The Best of the Barrymores is this month’s TCM Spotlight and I don’t necessarily know if I’ve watched anything starring Ethel Barrymore (although her name is spoken of enough). Kind Lady (1951) tells the story of a con artist and his gang who hold an old lady hostage. Safe to assume the old lady is Ms. Barrymore? The premise sounds engaging and it’s got Angela Lansbury, two great reasons to watch a movie! Kind Lady starts at 1:30am on April 19th.
Well-regarded for his look at the realities of British life in the 1960s, Tony Richardson’s a director I’ve heard of but can’t recall actually taking in any of his films. A Taste of Honey (1962) sounds like the beginning of Madonna’s “Papa Don’t Preach” in that it follows a pregnant British teenager deserted by her family, who finds help with her gay best friend. TCM Guest Programmer Gloria Steinem recommends it, so that means I have to watch. A Taste of Honey airs April 19th at 8pm.

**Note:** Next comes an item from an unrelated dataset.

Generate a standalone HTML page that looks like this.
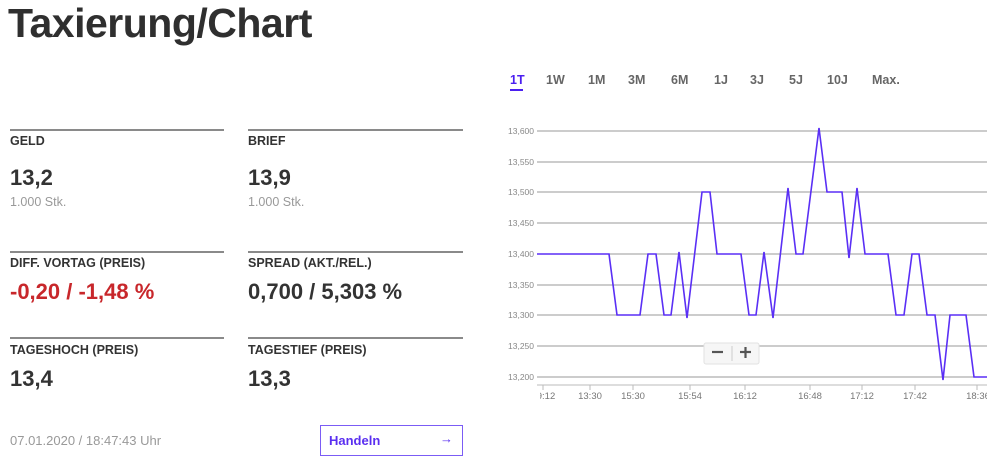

The Freshman (1925) was the greatest discovery I made during my inaugural Fridays With… series. Silent star Harold Lloyd didn’t make many movies after the silent era passed, but he made an exception for The Sin of Harold Diddlebock, a quasi-continuation of his character from The Freshman, directed by Preston Sturges no less. A meta-tale of Harold’s life post-college, the concept sounds fun, if because I’m assuming the character is no longer the cocky boy he once was. You can see The Sin of Harold Diddlebock on April 20th at 4:30pm.
Based on my newest project – cryptic, isn’t it? – I’m in a very Jane Russell mood. A follow-up to Anita Loos’ Gentlemen Prefer Blondes (1953), Gentlemen Marry Brunettes (1955) sees Russell and Jeanne Crain star as two sisters trying to avoid romance. Okay, so where the original saw Russell more than content with a husband, we’re starting at zero again? You can’t really go wrong with Russell, especially if she’s revisiting her character of Dorothy from Blondes. Find out why Gentlemen Marry Brunettes on April 21st at 9am.

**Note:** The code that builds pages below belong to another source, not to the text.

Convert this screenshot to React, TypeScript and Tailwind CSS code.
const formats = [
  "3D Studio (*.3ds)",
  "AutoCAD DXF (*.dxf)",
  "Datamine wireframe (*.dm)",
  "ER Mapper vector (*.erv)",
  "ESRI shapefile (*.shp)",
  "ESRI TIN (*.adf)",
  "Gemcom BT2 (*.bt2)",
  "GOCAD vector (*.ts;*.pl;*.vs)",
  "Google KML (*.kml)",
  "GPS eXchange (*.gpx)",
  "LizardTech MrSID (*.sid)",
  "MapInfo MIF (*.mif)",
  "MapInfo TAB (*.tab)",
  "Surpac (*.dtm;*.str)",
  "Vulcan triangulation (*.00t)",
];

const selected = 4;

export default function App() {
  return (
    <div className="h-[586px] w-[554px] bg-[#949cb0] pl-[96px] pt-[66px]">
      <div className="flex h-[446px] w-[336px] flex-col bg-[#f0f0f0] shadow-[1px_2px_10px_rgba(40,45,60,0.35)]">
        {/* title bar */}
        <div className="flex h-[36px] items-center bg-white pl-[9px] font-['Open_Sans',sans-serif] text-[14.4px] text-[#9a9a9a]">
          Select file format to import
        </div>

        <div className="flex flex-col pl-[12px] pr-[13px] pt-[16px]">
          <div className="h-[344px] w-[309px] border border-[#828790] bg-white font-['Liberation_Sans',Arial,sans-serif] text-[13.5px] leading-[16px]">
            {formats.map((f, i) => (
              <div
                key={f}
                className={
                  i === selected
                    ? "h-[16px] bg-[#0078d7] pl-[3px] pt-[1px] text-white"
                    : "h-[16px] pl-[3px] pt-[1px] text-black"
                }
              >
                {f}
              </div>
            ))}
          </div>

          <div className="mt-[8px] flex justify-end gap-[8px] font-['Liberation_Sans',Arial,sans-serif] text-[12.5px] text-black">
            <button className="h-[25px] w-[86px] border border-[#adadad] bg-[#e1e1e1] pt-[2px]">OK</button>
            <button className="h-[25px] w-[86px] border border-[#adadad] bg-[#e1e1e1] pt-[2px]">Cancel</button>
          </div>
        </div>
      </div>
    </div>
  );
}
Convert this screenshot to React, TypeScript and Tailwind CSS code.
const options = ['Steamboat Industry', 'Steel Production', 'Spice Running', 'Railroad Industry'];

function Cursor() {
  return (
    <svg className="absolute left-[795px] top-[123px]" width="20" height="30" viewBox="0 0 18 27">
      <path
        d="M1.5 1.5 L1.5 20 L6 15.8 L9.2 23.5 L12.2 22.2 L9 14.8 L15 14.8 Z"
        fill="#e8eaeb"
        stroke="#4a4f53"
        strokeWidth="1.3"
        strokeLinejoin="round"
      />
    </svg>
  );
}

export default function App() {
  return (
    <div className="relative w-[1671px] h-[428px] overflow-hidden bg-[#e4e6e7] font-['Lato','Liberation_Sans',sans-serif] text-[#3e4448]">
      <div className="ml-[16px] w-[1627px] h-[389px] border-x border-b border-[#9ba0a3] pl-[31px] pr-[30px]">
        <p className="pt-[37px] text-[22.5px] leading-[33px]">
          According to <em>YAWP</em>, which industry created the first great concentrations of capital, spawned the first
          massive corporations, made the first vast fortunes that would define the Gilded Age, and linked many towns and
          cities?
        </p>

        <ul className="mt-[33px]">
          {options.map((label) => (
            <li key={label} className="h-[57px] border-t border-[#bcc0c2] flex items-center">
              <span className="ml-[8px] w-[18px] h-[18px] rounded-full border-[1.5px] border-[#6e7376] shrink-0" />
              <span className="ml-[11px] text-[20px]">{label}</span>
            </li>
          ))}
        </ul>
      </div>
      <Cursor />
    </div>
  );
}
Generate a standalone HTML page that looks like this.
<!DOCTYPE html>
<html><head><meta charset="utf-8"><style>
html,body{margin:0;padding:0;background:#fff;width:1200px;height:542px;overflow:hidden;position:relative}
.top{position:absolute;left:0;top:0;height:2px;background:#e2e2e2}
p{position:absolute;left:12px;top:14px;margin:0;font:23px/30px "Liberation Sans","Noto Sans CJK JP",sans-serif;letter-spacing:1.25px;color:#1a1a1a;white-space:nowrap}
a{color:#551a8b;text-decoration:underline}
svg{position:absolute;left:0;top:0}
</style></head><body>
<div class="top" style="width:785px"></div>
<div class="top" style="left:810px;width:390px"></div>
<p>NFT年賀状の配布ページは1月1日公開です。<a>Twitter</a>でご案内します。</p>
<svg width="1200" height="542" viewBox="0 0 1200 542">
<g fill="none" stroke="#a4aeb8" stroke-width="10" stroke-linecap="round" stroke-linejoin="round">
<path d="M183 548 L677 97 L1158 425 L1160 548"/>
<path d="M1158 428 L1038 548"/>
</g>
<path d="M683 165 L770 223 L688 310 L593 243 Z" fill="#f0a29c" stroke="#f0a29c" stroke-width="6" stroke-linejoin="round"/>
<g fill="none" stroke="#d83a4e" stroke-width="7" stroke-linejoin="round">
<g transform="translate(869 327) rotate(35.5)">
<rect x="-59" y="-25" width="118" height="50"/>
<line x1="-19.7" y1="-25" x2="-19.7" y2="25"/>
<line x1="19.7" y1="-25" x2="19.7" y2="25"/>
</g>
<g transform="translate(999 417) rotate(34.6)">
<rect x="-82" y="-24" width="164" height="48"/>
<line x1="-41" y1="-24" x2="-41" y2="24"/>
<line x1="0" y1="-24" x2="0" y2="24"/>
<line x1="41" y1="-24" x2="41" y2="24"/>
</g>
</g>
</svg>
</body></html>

April 22nd goes blonde crazy with a series of films with tow-headed titles. Smart Blonde (1936) – why does that feel like an insult, and I’m not even blonde! – sees Glenda Farrell in the first of nine films as girl reporter, Torchy Blane. I’ve referred to past Farrell roles as Torchy-esque, but I’ve yet to actually consume one. Based on a cursory glance of the series the movies follow similar trajectories of Torchy finding various mysteries to solve, but I’m always up for Farrell wisecracks. Smart Blonde kicks off the day at 7am on April 22nd.

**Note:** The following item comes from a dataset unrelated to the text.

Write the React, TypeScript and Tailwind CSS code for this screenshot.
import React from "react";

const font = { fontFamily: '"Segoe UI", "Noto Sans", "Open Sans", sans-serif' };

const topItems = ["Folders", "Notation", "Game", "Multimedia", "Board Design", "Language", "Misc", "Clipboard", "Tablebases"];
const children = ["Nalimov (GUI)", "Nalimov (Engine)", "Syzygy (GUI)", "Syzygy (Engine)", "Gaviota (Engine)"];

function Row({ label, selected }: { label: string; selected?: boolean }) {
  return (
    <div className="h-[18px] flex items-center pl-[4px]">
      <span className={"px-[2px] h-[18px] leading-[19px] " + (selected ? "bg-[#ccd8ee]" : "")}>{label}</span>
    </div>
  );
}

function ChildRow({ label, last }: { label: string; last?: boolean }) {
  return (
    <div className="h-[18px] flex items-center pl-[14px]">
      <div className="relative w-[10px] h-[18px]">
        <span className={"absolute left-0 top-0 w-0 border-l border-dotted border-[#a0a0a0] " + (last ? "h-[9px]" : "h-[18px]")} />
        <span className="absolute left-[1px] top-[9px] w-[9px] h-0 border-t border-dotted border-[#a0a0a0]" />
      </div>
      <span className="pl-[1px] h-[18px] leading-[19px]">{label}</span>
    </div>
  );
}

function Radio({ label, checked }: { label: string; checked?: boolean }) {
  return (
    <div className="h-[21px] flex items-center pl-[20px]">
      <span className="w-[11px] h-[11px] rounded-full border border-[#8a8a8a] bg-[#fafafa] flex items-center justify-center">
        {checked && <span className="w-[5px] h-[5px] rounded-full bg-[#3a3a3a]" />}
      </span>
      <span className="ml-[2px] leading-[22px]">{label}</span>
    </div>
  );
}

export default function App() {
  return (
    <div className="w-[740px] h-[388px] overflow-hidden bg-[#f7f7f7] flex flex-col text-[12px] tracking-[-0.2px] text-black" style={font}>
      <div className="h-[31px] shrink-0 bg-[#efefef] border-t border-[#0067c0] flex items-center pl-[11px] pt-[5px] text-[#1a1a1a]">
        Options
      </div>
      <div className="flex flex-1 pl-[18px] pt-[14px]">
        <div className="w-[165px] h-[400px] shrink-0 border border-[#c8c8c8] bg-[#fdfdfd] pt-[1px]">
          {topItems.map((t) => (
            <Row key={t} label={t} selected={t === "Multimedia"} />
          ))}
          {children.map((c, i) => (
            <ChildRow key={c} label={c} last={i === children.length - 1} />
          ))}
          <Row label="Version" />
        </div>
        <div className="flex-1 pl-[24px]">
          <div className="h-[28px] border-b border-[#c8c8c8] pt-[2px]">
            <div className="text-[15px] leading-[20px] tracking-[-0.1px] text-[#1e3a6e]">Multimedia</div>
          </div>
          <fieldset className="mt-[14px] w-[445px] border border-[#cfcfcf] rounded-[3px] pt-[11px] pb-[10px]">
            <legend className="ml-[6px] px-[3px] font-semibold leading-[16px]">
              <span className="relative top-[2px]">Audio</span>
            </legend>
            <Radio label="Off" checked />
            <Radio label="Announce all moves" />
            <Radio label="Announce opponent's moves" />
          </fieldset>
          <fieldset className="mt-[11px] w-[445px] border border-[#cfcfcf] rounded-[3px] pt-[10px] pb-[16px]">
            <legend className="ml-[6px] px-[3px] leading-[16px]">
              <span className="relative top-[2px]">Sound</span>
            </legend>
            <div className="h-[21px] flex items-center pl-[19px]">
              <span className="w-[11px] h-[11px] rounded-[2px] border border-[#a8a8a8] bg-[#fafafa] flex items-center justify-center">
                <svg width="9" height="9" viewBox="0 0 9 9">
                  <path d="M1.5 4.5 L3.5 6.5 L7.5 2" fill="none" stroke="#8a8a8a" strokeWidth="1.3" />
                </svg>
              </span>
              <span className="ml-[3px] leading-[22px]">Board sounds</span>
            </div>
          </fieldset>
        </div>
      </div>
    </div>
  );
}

If you read my review of Nicholas and Alexandra (1971) my affinity for the story of the Romonovs is well-known. Another foray into the Best of the Barrymores is Rasputin and The Empress (1932), telling the story of mad monk, Rasputin (Lionel Barrymore) and his bizarre relationship with the Empress Alexandra. This sees all three Barrymores starring with Ethel making her talking debut. Meet Rasputin and the Empress on April 25th at 8pm.
We close out the month with a movie that sounds like a 1960’s take on Pygmalion. Lord Love a Duck (1966) has a teen attempt to turn a “bubbly blonde into a social success.” Starring Tuesday Weld and Roddy McDowall, I’ve heard this is incredibly weird, especially Weld’s performance. See Tuesday (Wed) on Tuesday, April 26th at 11:30pm.
The TCM Trio
Director Blake Edwards gets the TCM treatment on Thursday, April 8th. Things kick off with Julie Andrews and William Holden learning the true art of the word in S.O.B. (1981) AT 12:15am. Then, Julie Andrews and James Garner fall in love in Victor Victoria (1982) at 2:30am. And Audrey Hepburn can’t stop having Breakfast at Tiffany’s (1961) at 5am.